Shaw saw five thousand of these tented seekers after charity camped around the tiny capital. The barracks were on the narrow tongue of land just above where the Battle empties into the mighty Saskatchewan. The town was on the south side of the smaller river—a poor little collection of buildings which the Indians could have destroyed with no more trouble than is involved in firing dry wooden structures anywhere.
Governor Laird, the tall thin Prince Edward Islander, who had come from Charlottetown journalism into politics, was a negotiator for the entry of the island into Confederation, became the Minister of the Interior in the Mackenzie Government, and had received the first governorship of the North West Territories in the same year that Laurier was first appointed a Minister of the Crown, was very well fitted for a post requiring many diplomatic qualities.
Next to his extreme height his most memorable physical characteristic was his long hair; the fashion of which he had abbreviated long before his last special tour of the West, when he was a venerable and honoured sharer in the celebration of the creation of the provinces of Alberta and Saskatchewan at the beginning of September, 1905.
The feeding of five thousand Indians was an imperative duty of Governor Laird as long as there was anything to feed them with. He had no authority to commandeer provisions from the Hudson’s Bay Company, on Indian account. But the Company had heavy stores of pemmican in their warehouse, and Laird drew upon them, while he was trying to secure the necessary powers from Ottawa. The Indians demanded treaty guarantees against their extinction by starvation.
Their attitude was discomforting. They knew what had been done to Custer only three years before. They had seen, and knew the source of the rich equipment of the Sioux, who had visited them the previous summer. For many years there had been an obviously increasing threat of the submergence of their own autonomy and self-respect by white men whose far-distant friends, they had been told, drove iron horses that breathed out fire and smoke. The reserves recently staked out were too suggestive of imprisonment. Now, it was mooted, the time had come to put an end to this threat. If the young braves had been uncontrolled there might easily have been a repetition of the Custer massacre, with little chance of serious resistance from the handful of whites planted upon the Battle and the Saskatchewan.

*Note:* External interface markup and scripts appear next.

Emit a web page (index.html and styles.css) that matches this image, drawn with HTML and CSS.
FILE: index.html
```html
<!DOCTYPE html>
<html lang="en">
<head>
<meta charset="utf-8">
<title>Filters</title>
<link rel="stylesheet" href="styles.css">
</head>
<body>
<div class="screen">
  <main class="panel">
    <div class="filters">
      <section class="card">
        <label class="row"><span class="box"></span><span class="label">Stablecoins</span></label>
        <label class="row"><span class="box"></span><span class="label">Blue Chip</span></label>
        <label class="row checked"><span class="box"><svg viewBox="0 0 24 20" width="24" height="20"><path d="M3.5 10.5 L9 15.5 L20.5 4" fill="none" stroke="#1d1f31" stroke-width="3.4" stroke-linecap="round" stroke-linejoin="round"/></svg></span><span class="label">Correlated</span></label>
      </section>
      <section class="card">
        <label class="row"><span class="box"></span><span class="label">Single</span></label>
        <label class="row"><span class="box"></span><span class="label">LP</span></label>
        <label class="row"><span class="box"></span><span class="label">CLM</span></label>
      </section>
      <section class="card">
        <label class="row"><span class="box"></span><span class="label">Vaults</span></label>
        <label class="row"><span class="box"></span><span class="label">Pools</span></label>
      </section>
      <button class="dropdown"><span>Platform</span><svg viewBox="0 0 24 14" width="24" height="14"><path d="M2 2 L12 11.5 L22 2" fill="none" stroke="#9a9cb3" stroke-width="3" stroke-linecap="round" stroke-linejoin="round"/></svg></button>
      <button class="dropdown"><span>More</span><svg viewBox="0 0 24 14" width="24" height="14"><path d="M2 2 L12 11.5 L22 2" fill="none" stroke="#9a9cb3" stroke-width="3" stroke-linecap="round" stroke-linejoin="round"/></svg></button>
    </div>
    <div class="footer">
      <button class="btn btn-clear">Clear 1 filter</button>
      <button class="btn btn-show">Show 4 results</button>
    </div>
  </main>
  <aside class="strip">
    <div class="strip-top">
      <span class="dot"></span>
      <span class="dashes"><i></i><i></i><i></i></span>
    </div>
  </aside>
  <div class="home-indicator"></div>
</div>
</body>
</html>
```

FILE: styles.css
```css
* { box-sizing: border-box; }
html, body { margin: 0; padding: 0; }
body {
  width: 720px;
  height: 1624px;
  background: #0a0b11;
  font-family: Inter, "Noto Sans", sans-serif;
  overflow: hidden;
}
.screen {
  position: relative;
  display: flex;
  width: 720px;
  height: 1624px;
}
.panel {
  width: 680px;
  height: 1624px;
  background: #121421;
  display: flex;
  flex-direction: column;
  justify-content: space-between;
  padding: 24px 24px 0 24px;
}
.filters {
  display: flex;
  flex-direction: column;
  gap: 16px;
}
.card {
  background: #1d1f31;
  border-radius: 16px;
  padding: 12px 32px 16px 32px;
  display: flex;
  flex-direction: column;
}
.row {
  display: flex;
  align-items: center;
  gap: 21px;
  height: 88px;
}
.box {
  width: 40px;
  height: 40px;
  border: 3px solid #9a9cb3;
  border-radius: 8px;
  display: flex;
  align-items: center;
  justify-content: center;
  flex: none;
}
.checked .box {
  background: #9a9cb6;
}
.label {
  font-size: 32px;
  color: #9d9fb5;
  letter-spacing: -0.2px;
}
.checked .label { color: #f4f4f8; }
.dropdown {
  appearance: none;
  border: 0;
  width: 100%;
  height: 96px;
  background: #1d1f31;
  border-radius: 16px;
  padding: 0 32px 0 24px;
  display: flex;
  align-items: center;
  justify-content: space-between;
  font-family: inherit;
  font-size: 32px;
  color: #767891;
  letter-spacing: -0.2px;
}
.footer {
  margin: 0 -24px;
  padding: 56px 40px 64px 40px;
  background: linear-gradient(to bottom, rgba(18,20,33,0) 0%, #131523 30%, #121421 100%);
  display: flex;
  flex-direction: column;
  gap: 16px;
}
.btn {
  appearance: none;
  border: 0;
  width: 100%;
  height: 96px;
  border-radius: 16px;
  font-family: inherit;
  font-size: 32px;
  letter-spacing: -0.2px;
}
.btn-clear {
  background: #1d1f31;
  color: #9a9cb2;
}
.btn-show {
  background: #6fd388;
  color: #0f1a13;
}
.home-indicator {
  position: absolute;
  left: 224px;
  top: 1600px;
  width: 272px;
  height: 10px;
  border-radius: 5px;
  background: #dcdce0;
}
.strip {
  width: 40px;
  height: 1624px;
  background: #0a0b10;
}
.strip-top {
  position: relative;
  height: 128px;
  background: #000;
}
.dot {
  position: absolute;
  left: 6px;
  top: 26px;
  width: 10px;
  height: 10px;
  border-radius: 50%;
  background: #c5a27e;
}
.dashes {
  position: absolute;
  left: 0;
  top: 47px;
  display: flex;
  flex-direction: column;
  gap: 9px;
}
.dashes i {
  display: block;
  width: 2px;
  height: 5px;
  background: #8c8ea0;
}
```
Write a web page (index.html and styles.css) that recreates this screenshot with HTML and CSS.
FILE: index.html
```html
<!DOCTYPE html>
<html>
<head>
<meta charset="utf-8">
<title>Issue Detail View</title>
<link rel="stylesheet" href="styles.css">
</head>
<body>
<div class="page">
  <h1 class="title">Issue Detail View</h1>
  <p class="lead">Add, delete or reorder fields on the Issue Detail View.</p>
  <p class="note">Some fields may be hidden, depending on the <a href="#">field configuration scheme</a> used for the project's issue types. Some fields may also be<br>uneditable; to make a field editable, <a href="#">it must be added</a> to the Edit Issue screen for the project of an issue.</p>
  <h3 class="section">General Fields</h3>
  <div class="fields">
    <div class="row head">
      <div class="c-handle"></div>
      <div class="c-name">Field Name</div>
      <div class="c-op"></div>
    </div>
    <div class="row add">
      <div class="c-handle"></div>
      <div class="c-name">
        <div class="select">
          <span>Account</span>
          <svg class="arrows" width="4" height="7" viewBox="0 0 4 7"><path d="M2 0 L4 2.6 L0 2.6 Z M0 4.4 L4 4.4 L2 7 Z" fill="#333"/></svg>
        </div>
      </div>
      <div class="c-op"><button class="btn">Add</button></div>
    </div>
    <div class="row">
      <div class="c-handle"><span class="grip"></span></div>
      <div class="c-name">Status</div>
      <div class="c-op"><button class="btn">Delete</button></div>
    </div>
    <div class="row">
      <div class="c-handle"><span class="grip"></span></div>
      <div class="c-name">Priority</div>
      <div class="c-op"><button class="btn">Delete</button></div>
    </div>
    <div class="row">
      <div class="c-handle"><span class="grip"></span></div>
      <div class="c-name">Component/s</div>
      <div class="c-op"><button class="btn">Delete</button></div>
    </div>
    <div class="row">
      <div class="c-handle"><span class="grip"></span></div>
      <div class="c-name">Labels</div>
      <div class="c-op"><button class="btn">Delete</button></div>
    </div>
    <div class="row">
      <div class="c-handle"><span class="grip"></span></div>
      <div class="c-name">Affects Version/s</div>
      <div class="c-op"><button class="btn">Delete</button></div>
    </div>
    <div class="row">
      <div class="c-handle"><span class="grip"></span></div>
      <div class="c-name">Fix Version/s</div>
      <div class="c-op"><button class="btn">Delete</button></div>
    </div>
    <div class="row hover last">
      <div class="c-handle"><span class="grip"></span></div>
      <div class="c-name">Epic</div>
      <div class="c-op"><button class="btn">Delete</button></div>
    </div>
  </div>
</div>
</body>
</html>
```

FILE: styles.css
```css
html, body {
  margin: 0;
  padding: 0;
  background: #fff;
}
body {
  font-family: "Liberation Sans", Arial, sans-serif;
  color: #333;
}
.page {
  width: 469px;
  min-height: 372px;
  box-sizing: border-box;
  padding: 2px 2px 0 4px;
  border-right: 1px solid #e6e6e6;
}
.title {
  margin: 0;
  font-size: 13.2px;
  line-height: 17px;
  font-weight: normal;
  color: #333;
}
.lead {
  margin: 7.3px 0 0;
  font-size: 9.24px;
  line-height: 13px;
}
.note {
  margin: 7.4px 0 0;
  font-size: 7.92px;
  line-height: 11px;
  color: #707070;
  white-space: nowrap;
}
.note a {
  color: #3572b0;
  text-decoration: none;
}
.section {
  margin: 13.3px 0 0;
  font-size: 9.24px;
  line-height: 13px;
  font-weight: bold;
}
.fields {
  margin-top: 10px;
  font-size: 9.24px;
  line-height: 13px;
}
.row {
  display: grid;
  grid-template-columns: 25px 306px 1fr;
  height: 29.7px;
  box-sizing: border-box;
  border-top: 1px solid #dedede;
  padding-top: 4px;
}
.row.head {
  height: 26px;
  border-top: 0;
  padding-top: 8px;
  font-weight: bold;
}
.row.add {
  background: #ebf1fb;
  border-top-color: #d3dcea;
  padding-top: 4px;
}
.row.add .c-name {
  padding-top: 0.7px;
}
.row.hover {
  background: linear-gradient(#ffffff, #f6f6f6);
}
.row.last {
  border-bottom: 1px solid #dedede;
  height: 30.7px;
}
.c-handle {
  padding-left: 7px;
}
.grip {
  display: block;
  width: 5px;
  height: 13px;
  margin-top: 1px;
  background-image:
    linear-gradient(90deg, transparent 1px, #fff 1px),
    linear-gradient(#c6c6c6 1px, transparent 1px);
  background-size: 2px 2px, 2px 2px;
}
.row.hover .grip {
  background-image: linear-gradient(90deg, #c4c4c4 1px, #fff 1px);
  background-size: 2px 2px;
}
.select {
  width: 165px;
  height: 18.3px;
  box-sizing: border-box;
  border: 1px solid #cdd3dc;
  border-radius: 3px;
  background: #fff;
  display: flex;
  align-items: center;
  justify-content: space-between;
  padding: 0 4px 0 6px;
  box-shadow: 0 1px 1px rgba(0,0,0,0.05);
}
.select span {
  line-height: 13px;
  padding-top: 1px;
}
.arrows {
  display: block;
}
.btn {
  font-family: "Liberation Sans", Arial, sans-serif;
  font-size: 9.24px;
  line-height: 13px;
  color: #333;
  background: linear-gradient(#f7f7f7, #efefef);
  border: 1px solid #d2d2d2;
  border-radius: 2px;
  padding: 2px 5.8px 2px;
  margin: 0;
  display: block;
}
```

As part of the inauguration of government in the Territories a telegraph wire had been strung from Fort Garry to Prince Albert, via Qu’Appelle and Humboldt, and to Edmonton, via Battleford. Part of the line the passengers on the Canadian Northern west of Humboldt can still see from the train for many miles. The service was liable to interruption without notice. On the fringe of the wooded country a moose might rub down a slender poplar pole, and ground the wire. The wind in a naked country might do a similar disfavour to civilization. Repair gangs were neither numerous nor swift of movement. It was truly a Canadian National Telegraph, but its appropriate name was the Canadian Now and Then.
Laird wired to Ottawa for special authority to deal with the whole situation as he deemed best. For many days, no answer came to repeated requests to the Department. At last he appealed direct to Sir John Macdonald, the Prime Minister. Sir John’s conviviality was for long a feature of the political landscape. Governor Laird, it was believed, caught a glimpse of it in the telegram that eventually did arrive from Ottawa: It said. “Get your hair cut.” Not another word was received from the outside world for three weeks, thanks to one of the interruptions of transmission already mentioned.
Before the end of the 1879 season Shaw found that sleeping on the ground filled him with rheumatism; and he returned home convinced that civil engineering was not his mission in life. But he had seen the West in what has since become its most glamorous guise; and, having imbibed the waters of the Saskatchewan, he was to fulfil the saying that those who have once so tasted are fated to return to the scene of so much fortune. You would never think that the dapper foremaster who skips around his eighteen holes on the Mississauga course had been through the peril of annihilation by scalping knife and tomahawk with Governor Laird forty-five years ago; but it is the truth—and one of the truths that very often indeed, are stranger than fiction.
Once more in Montreal, Shaw studied law; but law was ever a dry-as-dust affair; and by 1880 he accepted advice to seek a railway career, via the unfailing portal of Pitman’s shorthand. The practitioner who so advised him moved to Milwaukee, and in 1881 sent word that a job was open in the offices of the Chicago, Milwaukee and St. Paul Railway, that city. Shaw got his job and its inducement to become an American citizen.
In the following summer—1882—not liking Milwaukee too well, he saw the former general manager of the road in the office—Van Horne, who had gone to Winnipeg the previous winter to build and run the C.P.R. He asked Van Horne about prospects of a job in the Winnipeg office.